## Goal of the exercise
Looking through the listing, how many of its lines hold the word "components"? Answer with only the number.
-- Supplied data start --
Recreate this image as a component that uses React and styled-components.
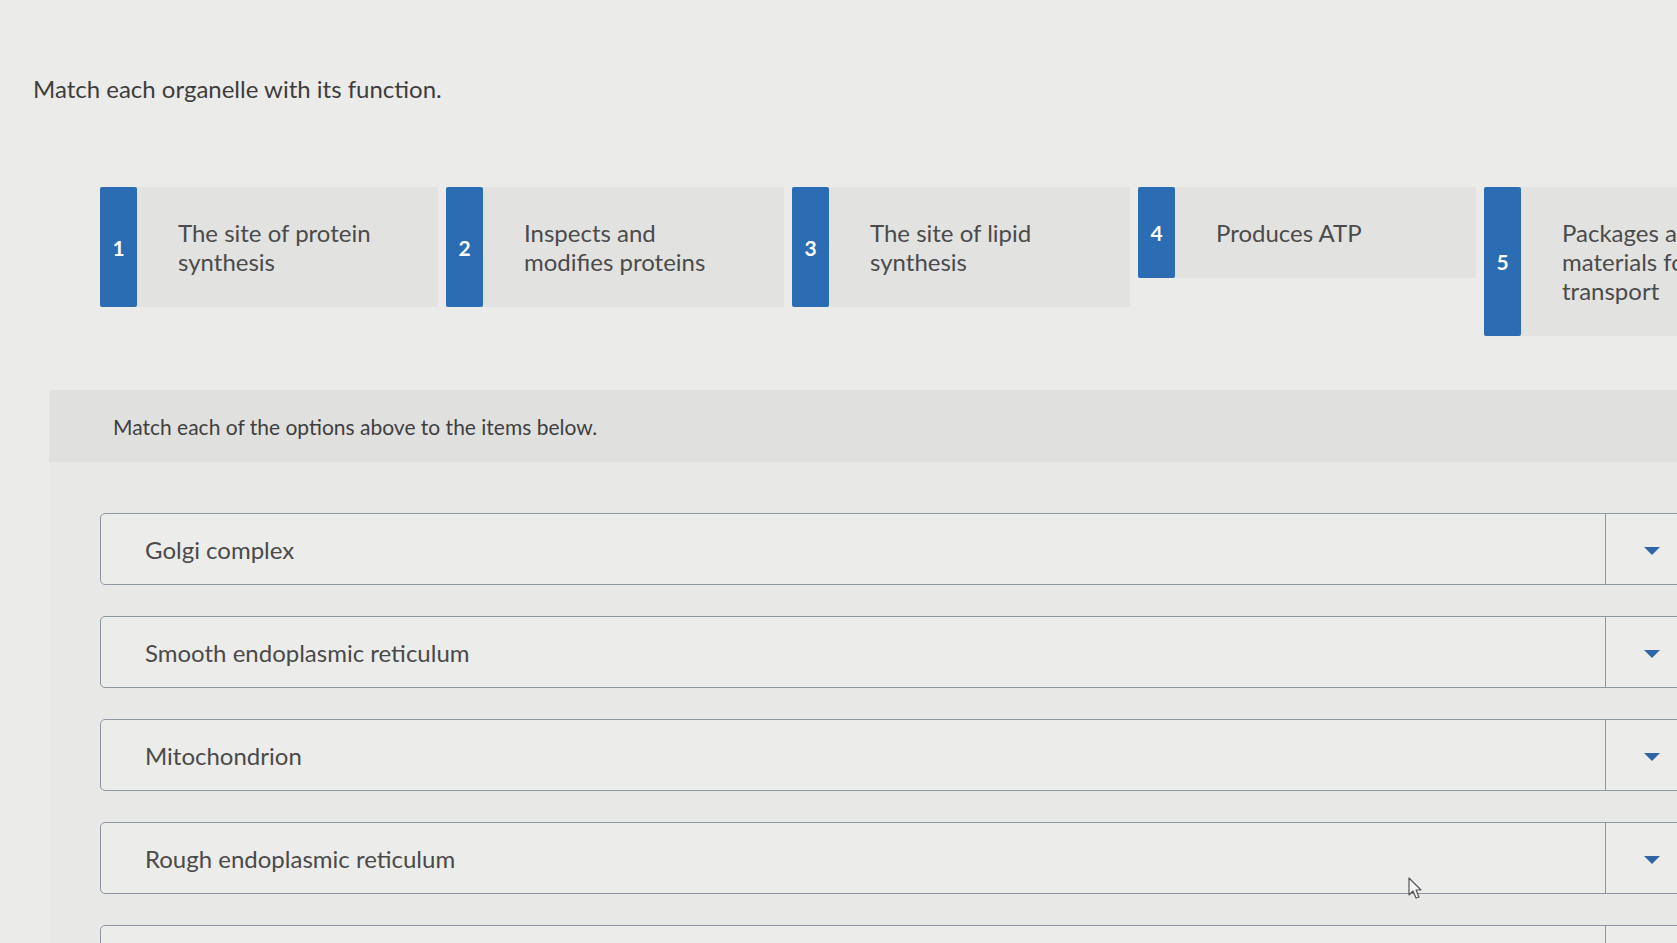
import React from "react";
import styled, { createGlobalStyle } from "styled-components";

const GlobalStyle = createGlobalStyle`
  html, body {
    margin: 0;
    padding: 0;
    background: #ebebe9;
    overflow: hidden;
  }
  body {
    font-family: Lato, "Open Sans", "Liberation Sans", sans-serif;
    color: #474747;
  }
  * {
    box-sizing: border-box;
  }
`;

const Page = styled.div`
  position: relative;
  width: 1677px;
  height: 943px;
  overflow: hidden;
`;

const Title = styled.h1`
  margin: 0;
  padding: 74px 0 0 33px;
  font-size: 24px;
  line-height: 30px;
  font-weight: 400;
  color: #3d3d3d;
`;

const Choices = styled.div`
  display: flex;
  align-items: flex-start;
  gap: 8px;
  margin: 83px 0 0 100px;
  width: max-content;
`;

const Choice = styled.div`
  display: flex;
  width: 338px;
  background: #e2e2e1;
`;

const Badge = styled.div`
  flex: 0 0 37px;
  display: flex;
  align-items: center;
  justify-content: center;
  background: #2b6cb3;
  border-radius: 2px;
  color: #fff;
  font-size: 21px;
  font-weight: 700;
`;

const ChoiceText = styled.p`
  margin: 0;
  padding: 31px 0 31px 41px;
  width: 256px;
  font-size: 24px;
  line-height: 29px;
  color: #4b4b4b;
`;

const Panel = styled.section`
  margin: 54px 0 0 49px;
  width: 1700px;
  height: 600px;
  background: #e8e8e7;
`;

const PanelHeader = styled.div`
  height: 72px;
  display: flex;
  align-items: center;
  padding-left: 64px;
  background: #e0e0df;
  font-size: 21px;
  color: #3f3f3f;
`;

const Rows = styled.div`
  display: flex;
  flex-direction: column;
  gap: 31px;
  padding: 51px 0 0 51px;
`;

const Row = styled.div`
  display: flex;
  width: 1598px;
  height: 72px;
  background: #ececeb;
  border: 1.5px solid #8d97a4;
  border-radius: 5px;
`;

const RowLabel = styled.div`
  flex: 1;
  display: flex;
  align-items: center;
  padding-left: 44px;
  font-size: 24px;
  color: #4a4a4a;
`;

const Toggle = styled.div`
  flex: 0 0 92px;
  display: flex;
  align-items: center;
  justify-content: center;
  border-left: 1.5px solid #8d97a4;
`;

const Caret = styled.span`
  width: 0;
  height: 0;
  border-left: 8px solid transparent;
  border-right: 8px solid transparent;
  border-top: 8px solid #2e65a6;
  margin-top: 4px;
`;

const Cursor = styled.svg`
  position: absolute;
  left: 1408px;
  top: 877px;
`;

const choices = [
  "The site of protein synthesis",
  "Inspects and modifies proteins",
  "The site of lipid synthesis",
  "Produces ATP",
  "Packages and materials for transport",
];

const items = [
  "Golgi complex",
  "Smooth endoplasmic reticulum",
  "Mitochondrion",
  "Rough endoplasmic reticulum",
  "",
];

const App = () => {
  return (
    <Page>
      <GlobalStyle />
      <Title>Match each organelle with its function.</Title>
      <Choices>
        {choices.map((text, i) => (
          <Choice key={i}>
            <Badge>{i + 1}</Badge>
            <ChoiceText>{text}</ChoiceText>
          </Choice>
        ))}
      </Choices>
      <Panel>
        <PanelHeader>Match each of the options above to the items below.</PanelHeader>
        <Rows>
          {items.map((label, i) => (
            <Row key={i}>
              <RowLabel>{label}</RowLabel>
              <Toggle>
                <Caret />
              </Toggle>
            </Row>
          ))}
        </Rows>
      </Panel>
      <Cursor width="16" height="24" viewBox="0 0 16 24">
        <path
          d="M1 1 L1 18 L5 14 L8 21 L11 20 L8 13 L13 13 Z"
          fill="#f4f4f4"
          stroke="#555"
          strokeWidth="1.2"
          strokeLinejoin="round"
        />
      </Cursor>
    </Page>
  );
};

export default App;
-- Supplied data end --
## Result of this task
2